Unpacking Organised Crime

Yakuza, taken at Enoshima beach. Crédits. Jeff Laitila / Flickr

Crédits. Jeff Laitila

Organised crime encompasses a broad range of activities and people, from peasants in Colombia to transnational corporate actors. Due to the diversity of actors, a global analysis of organised crime does not allow us to understand its different workings. Moreover, some activities are still poorly documented. In order to fill these gaps, Federico Varese, a professor of sociology at the Centre for European Studies and Comparative Politics and specialist of mafias, proposes a new framework that distinguishes three key activities of organised crime groups: production, trade and governance.
Based on extensive data collection, he wants to find out whether or not those functions overlap and shed light on how groups specialised in one function differ from those with other specialisations. This is the ambition of the CRIMGOV project (2021–2026) for which he has received support from the European Research Council highly selective Advanced Grants programme. Interview.

Mafias have been the main focus of your research. What have you learned about the conditions for their emergence and survival? Are there common features?

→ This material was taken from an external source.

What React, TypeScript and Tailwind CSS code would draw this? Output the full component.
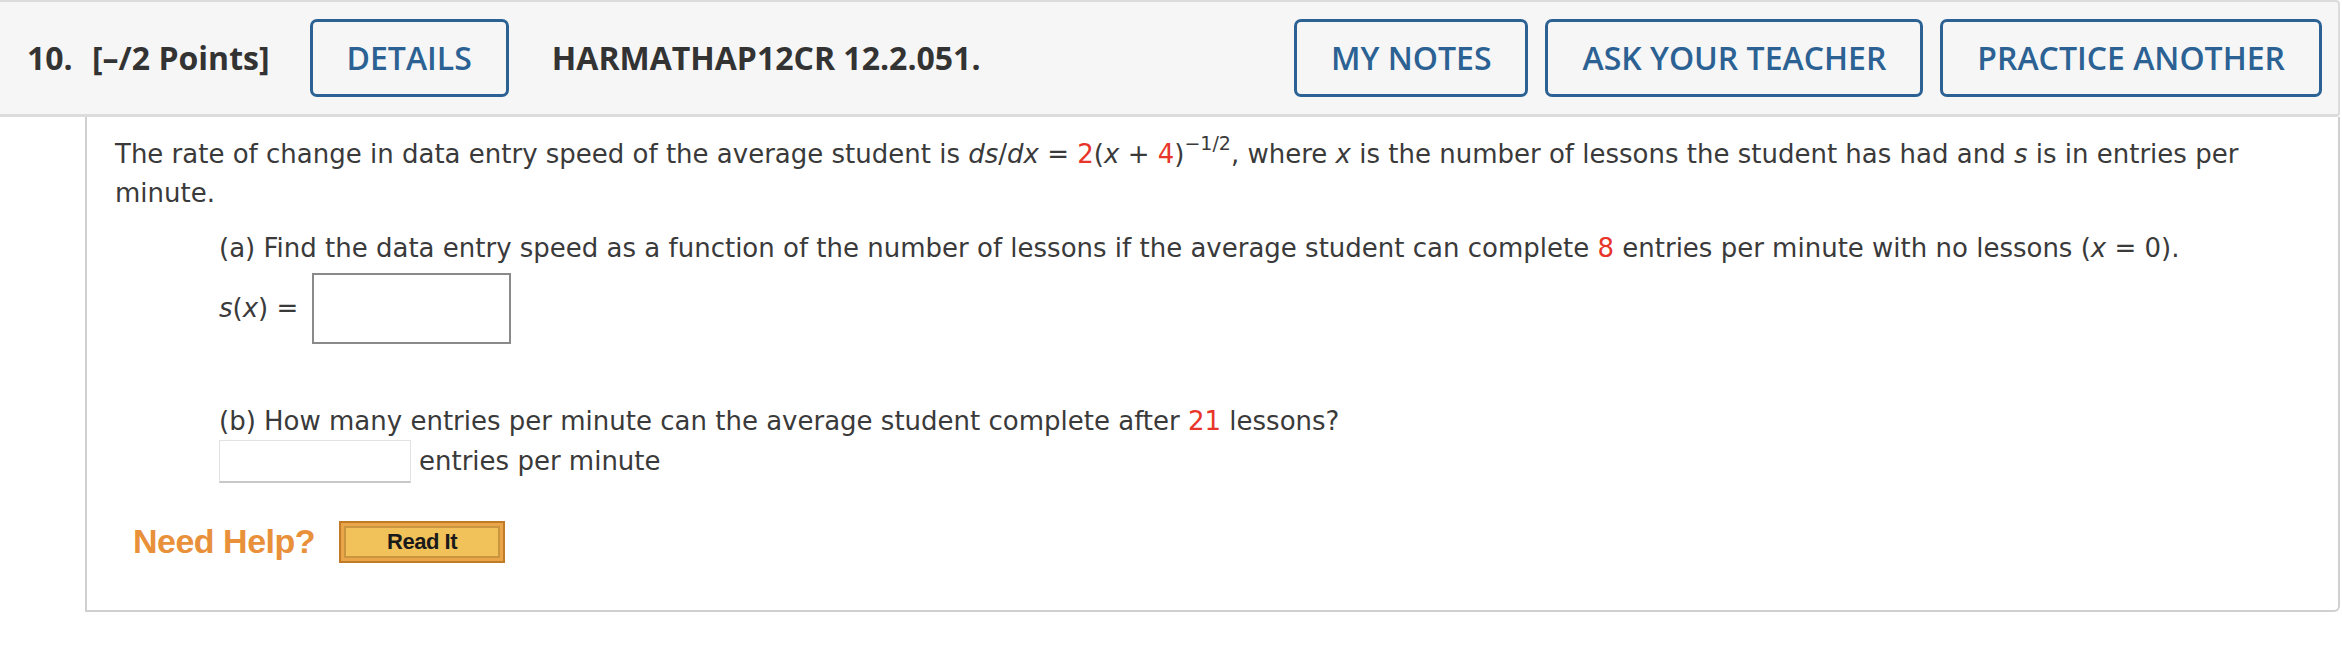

Federico Varese: I have been studying mafias since I was a PhD student in Oxford. At the time, I was interested in the end of the Soviet Union. My first published paper(1)Is Sicily the future of Russia? Private protection and the rise of the Russian Mafia, European Journal of Sociology, 1994 , in 1994, was a comparison between the emergence of the Sicilian mafia and the Russian mafia.
It drew on the work of my supervisor, Diego Gambetta, who had shown that the mafia in Sicily emerged as a consequence of a flawed transition to a market economy, which happened quite late compared to other parts of Europe. In the early 1800s, feudalism ends in Sicily, land and water access are privatised, there is a market which needs to be regulated, a middle class emerges. But the state is unable to define and protect property rights. And at the same time, there is a supply of people trained in the use of violence, who used to work for feudal lords, and now start to provide protection, not just to one particular lord but to the members of the middle class.
I wanted to check whether that idea also applied to the case of the Russian mafia, in the context of the end of the Soviet Union. It was also a case in which the state was not equipped or able to define and protect the new property owners. And at the same time, in Russia, too, there were people trained in the use of violence who became suddenly unemployed, coming either from the Afghan war, or they were coming out of prison as a consequence of the transition to democracy.
Other cases like that of Japan are very similar. In the 19th century, Japan went through wars between feudal lords, which exhausted them, and the power ended up to be centralised in the figure of the emperor. The people who used to work for the feudal lords became unemployed and started to offer their protection to the new property owners, because the Japanese state took a long time to meet legal protection needs. That’s how the Yakuzas emerged. So you start to see a framework that explains the emergence of mafias. And they survive, ultimately, because the state continues to be unable to convince people to use its services when they need, for example, to settle disputes. In Sicily, for instance, the legal settlement of disputes is extremely inefficient: it can take 12 to 20 years for a case to be settled in court. So the mafia can settle all kinds of disputes in the legal markets (such as disputes over access to premises, payment of rents, the delivery of construction works, as well as retrieving stolen goods), and of course, it also continues to operate in the illegal markets, where drugs are the main commodity.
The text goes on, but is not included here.